I recently attended a leadership training seminar at a local college.  This seminar was about managing the multi-generational workforce.  The facilitator covered many topics and I am not going to get into any of those details in this post.  He said many interesting things, but the one statement that made me think was that he said that we should always be intentional.

Everything we do should be with intent.  Our actions should have an intended outcome.  Our words should have an intended message.  Even our thoughts should be focused and have a purpose.

The purpose of this training was meant for workforce development.  The message can easily be applied into everyday life.  It is ideal for managing money.

Too many people just coast in life.  They walk around making noise and bumping into things.  By not having a plan, they will just land at a random destination.  What could possibly go wrong with that approach?
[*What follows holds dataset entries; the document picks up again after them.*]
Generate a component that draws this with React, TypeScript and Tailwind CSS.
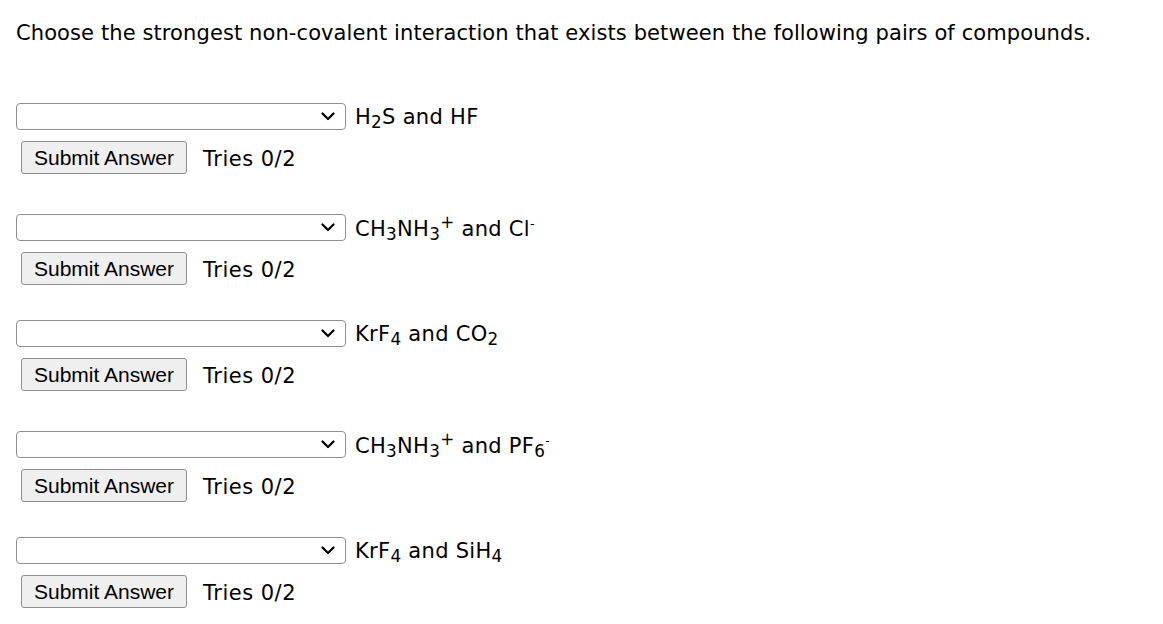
import React from 'react';

const FONT = { fontFamily: 'Verdana, "DejaVu Sans", sans-serif' };

type Item = { id: number; label: React.ReactNode; tall: boolean };

const Sub = ({ children }: { children: React.ReactNode }) => (
  <span className="align-[-4px] text-[0.8em] leading-none">{children}</span>
);
const Sup = ({ children, small }: { children: React.ReactNode; small?: boolean }) => (
  <span className={`align-[8px] leading-none ${small ? 'text-[0.6em]' : 'text-[0.8em]'}`}>{children}</span>
);

const items: Item[] = [
  { id: 1, tall: false, label: <>H<Sub>2</Sub>S and HF</> },
  { id: 2, tall: true, label: <>CH<Sub>3</Sub>NH<Sub>3</Sub><Sup>+</Sup> and Cl<Sup small>-</Sup></> },
  { id: 3, tall: false, label: <>KrF<Sub>4</Sub> and CO<Sub>2</Sub></> },
  { id: 4, tall: true, label: <>CH<Sub>3</Sub>NH<Sub>3</Sub><Sup>+</Sup> and PF<Sub>6</Sub><Sup small>-</Sup></> },
  { id: 5, tall: false, label: <>KrF<Sub>4</Sub> and SiH<Sub>4</Sub></> },
];

function Question({ item, first }: { item: Item; first: boolean }) {
  const mt = first ? 'mt-0' : item.tall ? 'mt-[40px]' : 'mt-[35px]';
  return (
    <div className={`flex flex-col gap-[11px] ${mt}`}>
      <div className="flex h-[27px] items-center gap-[9px]">
        <div className="flex h-[27px] w-[330px] items-center justify-end rounded-[4px] border border-[#8f8f8f] bg-white pr-[10px]">
          <svg width="14" height="9" viewBox="0 0 14 9" fill="none">
            <path d="M1.5 1.5l5.5 5.5 5.5-5.5" stroke="#000" strokeWidth="2.2" strokeLinecap="round" strokeLinejoin="round" />
          </svg>
        </div>
        <span className="pt-[2px] text-[21px] leading-[27px] tracking-[0.3px] text-black whitespace-nowrap">{item.label}</span>
      </div>
      <div className="flex h-[33px] items-center gap-[16px] pl-[5px]">
        <button
          className="h-[33px] w-[166px] rounded-[3px] border border-[#8f8f8f] bg-[#efefef] text-[21px] text-black"
          style={{ fontFamily: '"Liberation Sans", Arial, sans-serif' }}
        >
          Submit Answer
        </button>
        <span className="pt-[4px] text-[21px] tracking-[0.5px] text-black">Tries 0/2</span>
      </div>
    </div>
  );
}

export default function App() {
  return (
    <div className="min-h-[624px] w-[1163px] bg-white pl-4 pt-[21px]" style={FONT}>
      <p className="text-[21px] leading-[24px] tracking-[0.1px] text-black whitespace-nowrap">
        Choose the strongest non-covalent interaction that exists between the following pairs of compounds.
      </p>
      <div className="mt-[58px] flex flex-col">
        {items.map((item, i) => (
          <Question key={item.id} item={item} first={i === 0} />
        ))}
      </div>
    </div>
  );
}
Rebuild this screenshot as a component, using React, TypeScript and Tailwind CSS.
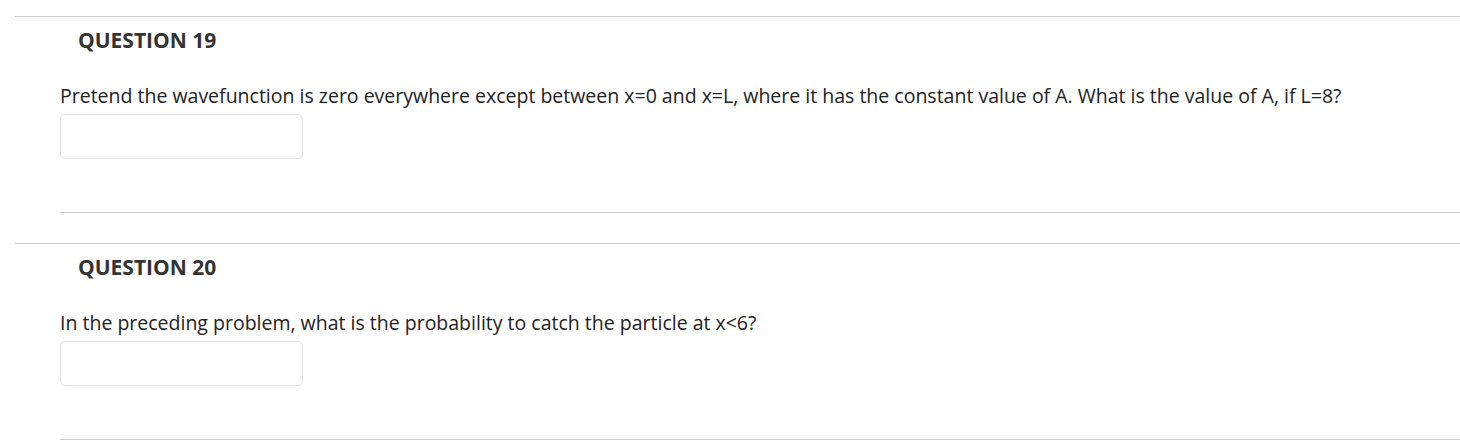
function Question({ title, text }: { title: string; text: string }) {
  return (
    <section className="ml-[15px] border-t border-[#cdcdcd]">
      <h2 className="ml-[63px] mt-[11px] text-[21px] font-bold leading-[24px] text-[#333333]">{title}</h2>
      <div className="ml-[45px] mt-[32px]">
        <p className="text-[19.5px] leading-[24px] text-[#222222]">{text}</p>
        <input
          type="text"
          className="mt-[6px] block h-[45px] w-[243px] rounded-[5px] border border-[#e3e3e3] bg-white outline-none"
        />
        <div className="mt-[53px] border-b border-[#cdcdcd]" />
      </div>
    </section>
  );
}

export default function App() {
  return (
    <div className="min-h-screen bg-white pt-[16px] font-['Open_Sans',sans-serif]">
      <Question
        title="QUESTION 19"
        text="Pretend the wavefunction is zero everywhere except between x=0 and x=L, where it has the constant value of A. What is the value of A, if L=8?"
      />
      <div className="h-[30px]" />
      <Question
        title="QUESTION 20"
        text="In the preceding problem, what is the probability to catch the particle at x<6?"
      />
    </div>
  );
}
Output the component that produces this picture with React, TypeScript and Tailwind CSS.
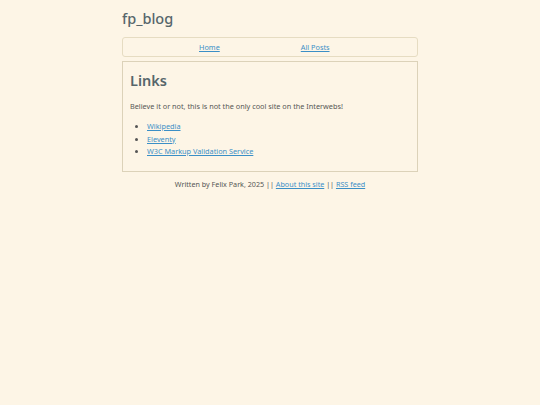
export default function App() {
  return (
    <div className="min-h-[405px] bg-[#fdf5e6] text-[#555] font-['Noto_Sans','Liberation_Sans',sans-serif]">
      <div className="w-[296px] mx-auto">
        {/* Header */}
        <header className="h-[37px] flex items-center">
          <span className="text-[14.5px] font-medium text-[#56666b] leading-none -mt-[1px]">fp_blog</span>
        </header>

        {/* Nav */}
        <nav className="h-[20px] border border-[#e6dcc2] rounded-[3px] flex items-center pl-[76px] gap-[81px] text-[7.3px]">
          <a href="#" className="text-[#3b8fc6] underline">Home</a>
          <a href="#" className="text-[#3b8fc6] underline">All Posts</a>
        </nav>

        {/* Content */}
        <main className="mt-[4px] h-[111px] border border-[#dcd2b9] px-[7px]">
          <h1 className="mt-[7px] text-[14.5px] font-semibold text-[#56666b] leading-[22px]">Links</h1>
          <p className="mt-[10px] text-[7.3px] leading-[10px]">
            Believe it or not, this is not the only cool site on the Interwebs!
          </p>
          <ul className="mt-[9px] ml-[17px] list-disc text-[7.3px] leading-[12.5px] marker:text-[#555]">
            <li><a href="#" className="text-[#3b8fc6] underline">Wikipedia</a></li>
            <li><a href="#" className="text-[#3b8fc6] underline">Eleventy</a></li>
            <li><a href="#" className="text-[#3b8fc6] underline">W3C Markup Validation Service</a></li>
          </ul>
        </main>

        {/* Footer */}
        <footer className="mt-[7px] text-center text-[7.2px] leading-[10px]">
          Written by Felix Park, 2025 || <a href="#" className="text-[#3b8fc6] underline">About this site</a> ||{' '}
          <a href="#" className="text-[#3b8fc6] underline">RSS feed</a>
        </footer>
      </div>
    </div>
  );
}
To be successful in all your affairs, practice being more intentional.  A great place to start is with how you manage your personal finances.  You should know the why behind everything that you do.

Savings

Do you know what your savings rate is?  You should be able to answer this question without giving it any thought.  Is it 10%, 20%, or more than 30%?  Your savings rate is the most important factor that will determine if you will reach financial independence or not.  It is also one of the rare aspects that you have control over.  Nobody can control what the S&P 500 will return this year, what direction interest rates are headed, or if there will be a spike inflation.  Everyone, however, can control what their saving rate is.

Spending

Your savings rate is directly impacted by your spending.  Do you just spend money without thinking?  Do you go to the mall, outlets, or online and buy things that you do not need?  If you want to change this trend, become intentional with your spending.  Before you buy something, ask yourself if you need it or truly want it?  If you must spend the money, did you shop around for the best price?  Is there a low-cost alternative to making the purchase?  Even if there isn’t a better alternative, at least you did your due diligence and gave thought to the purchase.

Debt

Does your credit card bill arrive, and you cringe when you look at your balance due?  Do you make late payments or just pay the minimum balance on your credit cards?  Do you know what your credit score is?  Do you know what your debt-to-income ratio is and what a healthy ratio should be?  Do you know how to calculate your debt-to-income ratio?  If you want to improve how you manage debt, take a more intentional approach.  Learn what your credit score is, identify if you have too much debt for what your income is, and ultimately establish a plan to get out of debt.

Earnings

I bet you know what your annual salary or hourly wage is?  You get a paycheck every week or bi-weekly, so you are reminded frequently about that rate.  Do you feel that you are underpaid?  Doesn’t everyone?  Maybe you are underpaid or maybe you are overpaid.  Before you ask for a meeting with your supervisor demanding a raise, you should do your homework.  Be intentional and research what the market rate for your position is based on your location and level of experience.  If you are under market rate, you might have a case.  If you are over market rate, but not satisfied, you might need to develop more skills or ask for a more challenging assignment.

Investing

If someone asked you what type of investor you are, could you answer them?  Are you a market timer?  Do you buy and hold equities?  Are you a passive investor who invests in a few different mutual funds?  Do you simply try to capture what the market returns with a total stock market fund?  Do you use value tilts?  Do you buy dividend stocks?  Are you trying to get rich by investing in Bitcoin?  You are free to decide how you invest your money, but you should know the why behind your plan.  Your approach to investing should be intentional.  Nobody knows what the future market returns will be, but you should at least know what you are intending to accomplish with your asset allocation.

Financial Independence

Do you know how much money you need to have in savings to reach financial independence?  To declare financial independence, the general rule is to have 25 years worth of living expenses in savings.  That is based on a 4% withdrawal rate that most financial professionals consider to be acceptable.  Do you know if you have obtained this milestone or how close you are?  Most people who reach financial independence do not get there by accident.  They live intentionally for many years.

Early Retirement

Do you have a target-date as to when you want to retire?  It might be next week, or it might be in 10 years.  If you have an established early retirement date, what are you doing to make that goal a reality?  Are you doing everything you can to maximize your salary and taking on side gigs?  Are you saving until it hurts?  Do you have the right mix of investments to both reach your goal and sleep comfortably at night?  If you do, you are acting in an intentional way.

Conclusion

The nice thing about being intentional is that you can start this process now.  Start by reviewing your current financial situation.  Can you answer why for all your financial decisions?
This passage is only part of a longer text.